Le plus étonnant dans cette histoire est que les deux transporteurs ont obtenu leur AOC (Airline Operating Carrier) dans leur pays respectif et que, de ce fait, ils détiennent les droits d’opérer à partir de n’importe quelle plateforme européenne à la condition d’obtenir les « slots ». Et ils les ont eu sans difficulté particulière à partir de Roissy CDG ! Autrement dit : on permet à ce qu’il faut bien appeler des prédateurs d’opérer à partir des aéroports parisiens alors qu’on interdit à Air France de desservir Orly à partir de Bordeaux.

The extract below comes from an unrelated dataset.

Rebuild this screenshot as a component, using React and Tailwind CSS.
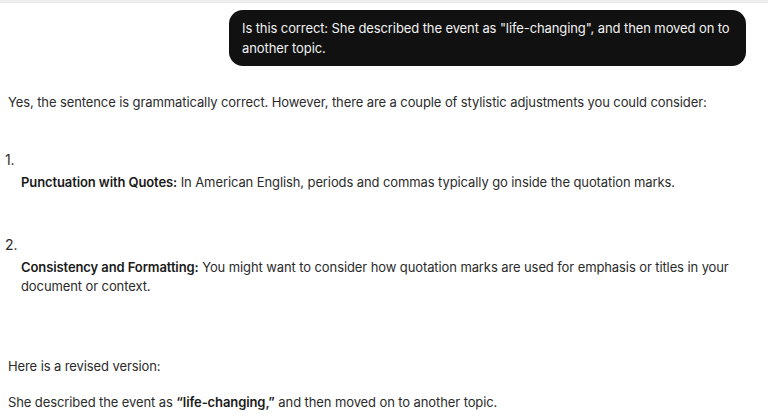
import React from 'react';

const font = { fontFamily: 'Inter, "Noto Sans", sans-serif' };

function ListItem({ num, title, gap, children }) {
  return (
    <div className={gap}>
      <div className="pl-[5px] text-[14px] leading-[20px]">{num}.</div>
      <p className="mt-[3px] pl-[21px] pr-[26px] leading-[19px]">
        <strong className="font-semibold text-[#1a1a1a]">{title}:</strong> {children}
      </p>
    </div>
  );
}

export default function App() {
  return (
    <div className="min-h-screen bg-white text-[13px] tracking-[-0.1px] text-[#2b2b2b]" style={font}>
      <div className="h-[3px] bg-[#ececec]" />

      {/* User bubble */}
      <div className="flex justify-end pr-[22px] pt-[7px]">
        <div className="w-[517px] rounded-[14px] bg-[#111111] px-[13px] py-[8px] leading-[20px] text-[#f2f2f2]">
          Is this correct: She described the event as "life-changing", and then moved on to another topic.
        </div>
      </div>

      {/* Assistant reply */}
      <div className="pt-[26px]">
        <p className="pl-[8px] leading-[20px]">
          Yes, the sentence is grammatically correct. However, there are a couple of stylistic adjustments you could consider:
        </p>

        <ListItem num="1" title="Punctuation with Quotes" gap="mt-[38px]">
          In American English, periods and commas typically go inside the quotation marks.
        </ListItem>

        <ListItem num="2" title="Consistency and Formatting" gap="mt-[43px]">
          You might want to consider how quotation marks are used for emphasis or titles in your document or context.
        </ListItem>

        <p className="mt-[60px] pl-[8px] leading-[20px]">Here is a revised version:</p>
        <p className="mt-[16px] pl-[8px] leading-[20px]">
          She described the event as <strong className="font-semibold text-[#1a1a1a]">“life-changing,”</strong> and then moved on to another topic.
        </p>
      </div>
    </div>
  );
}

Belle manière de défendre le pavillon français...
A vide
Dans le même temps les compagnies européennes, en particulier celles du groupe Lufthansa, se trouvent dans l’obligation d’opérer des vols à vide uniquement pour maintenir leurs slots, en particulier à Francfort. Rappelons que selon les directives européennes, ceux-ci sont automatiquement remis dans le domaine public s’ils ne sont pas utilisés au moins à 80%. Bon... Et comment fait-on lorsque, suite à la fermeture/réouverture des frontières les avions sont cloués au sol et que seuls 35% du volume de trafic de 2019 a pu être opéré en 2021 ? Qu’attendent les autorités de Bruxelles pour assouplir cette règle, certes valable lorsque le transport aérien marche à plein, mais qui n’est certainement pas adaptée à la situation actuelle ?
Le transport aérien va certainement repartir. Personne ne peut prédire quand et avec quelle rapidité il retrouvera le niveau de 2019. Ce n’est pas une raison pour ne pas adapter les règles anciennes et pour autoriser les dérives passées.